Перед лицом избытка жестокости — людей ли, судьбы ли — как не взбунтоваться, как не закричать (твердости нам не хватает): «Так не должно быть!», как не залиться слезами, проклиная то, что так подло играет людьми? Куда труднее себе сказать: эти плачи и проклятья рождены во мне жаждой мирного сна, гневным неприятием всего, что не дает мне покоя. Но всякого рода переизбыток — не что иное, как прорвавшийся вдруг знак суверенности мира. К таким знакам и прибегал автор «Упражнений», пытаясь посеять «беспокойство» среди своих учеников. Что ни ему, ни его ученикам не мешало осыпать мир проклятиями; я же могу лишь любить его безнадежной, всеобъемлющей — вплоть до последнего отребья — любовью.
* * *
Вспоминаю один случай, о котором писали в газетах лет пятнадцать тому назад (привожу по памяти, от себя не добавив ни слова). Дело было в каком-то французском городке или деревушке; в конце недели бедняк приносит домой заработанные деньги; увидев забавные бумажки, его маленький сын хочет поиграть и как-то бросает их в огонь; отец, слишком поздно все заметивший, в ярости хватается за топор и, совершенно потеряв голову, отрубает сыну обе руки. В соседней комнате мать купала младшую дочь. Выйдя на шум, она упала замертво, малышка тем временем захлебнулась водой. Отец, совершенно обезумев, убежал из дома и стал бродить по окрестностям.

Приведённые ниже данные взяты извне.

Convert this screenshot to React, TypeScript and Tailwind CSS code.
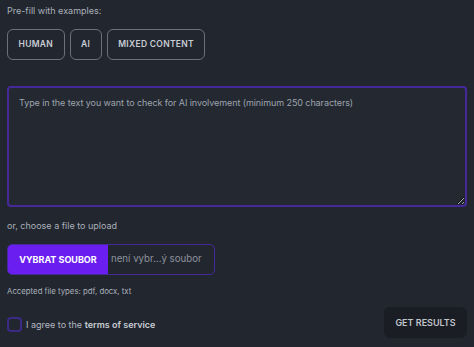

Как бы то ни было, нечто сходное должно бы слышаться в строчках, написанных мною три года назад: «Я намечаю перед собой точку и воображаю себе, будто она является геометрическим местом всего возможного существования, всякого единства и всякой отделенности, всякой тоски и всякого неутоленного желания, всякой смерти.
Я сливаюсь с этой точкой, меня испепеляет глубокая любовь ко всему, что в ней есть, доводя до того, что я отказываюсь жить ради чего-то другого, нежели эта точка, которая, будучи разом и жизнью и смертью, отливает хрусталем водопада.
В то же время необходимо сорвать покровы со всего, что там есть, обнажить самую что ни на есть чистую сокровенность, чисто внутреннее низвержение в пустоту: точка вбирает в себя все, что в низвержении этом идет от ничто, то есть все «минувшее», привнося в мимолетное и ослепительное свое явление всю открытость любви».
Благодаря почему-то унявшейся тоске я написал тогда и эти строки: «Когда в моих мыслях является преображенное предсмертным экстазом человеческое лицо, то свет смертной неизбежности падает даже на затянутое тучами небо, и его серовато-тусклый блеск становится тогда более пронзительным, чем солнечное сияние. В этой картине открывается, что природа смерти неотличима от природы света: последний светит как раз в той мере, в какой себя не бережет, теряясь в своем очаге; смерть и есть та потеря, благодаря которой сияние жизни пронзает и преображает самое тусклое существование, ибо только свободный порыв смерти и выливается во мне в могущество жизни и времени. И чем же, как не зеркалом смерти, быть мне тогда — точно как и вселенная будет зеркалом света».
Следующие строки из эссе «Дружба» описывают экстаз перед «точкой»: «Я был вынужден отложить перо. По обыкновению сел перед открытым окном; но, не успев сесть, почувствовал, что меня захватывает какое-то экстатическое движение. Меня уже не глодали, как накануне, сомнения в том, что подобное сияние было не менее желанным, чем эротическое сладострастие. Я ничего не видел: этого, как ни старайся, не увидишь, не ощутишь и не постигнешь. Это гложет и гнетет невозможностью умереть. Ежели тоска окутывает в моих мыслях все, что я любил, то связанные с моей любовью мимолетные реальности следовало бы представить чем-то вроде облаков, за которыми скрывается то, что есть. Нет ничего обманчивее образов восхищения. То, что есть, мерится мерилом ужаса, ужас и толкает то, что есть, к обнаружению. Без этого страшного толчка ничего бы не было на сей раз, вспомнив вдруг то, что есть, я не смог сдержать рыданий. Когда я встал, голова моя была опустошена — силою любви, силою восхищения…»
* * *
Мягкие и ослепительные зарницы нетерпения и несогласия вспыхивают в горькой горечи ночи.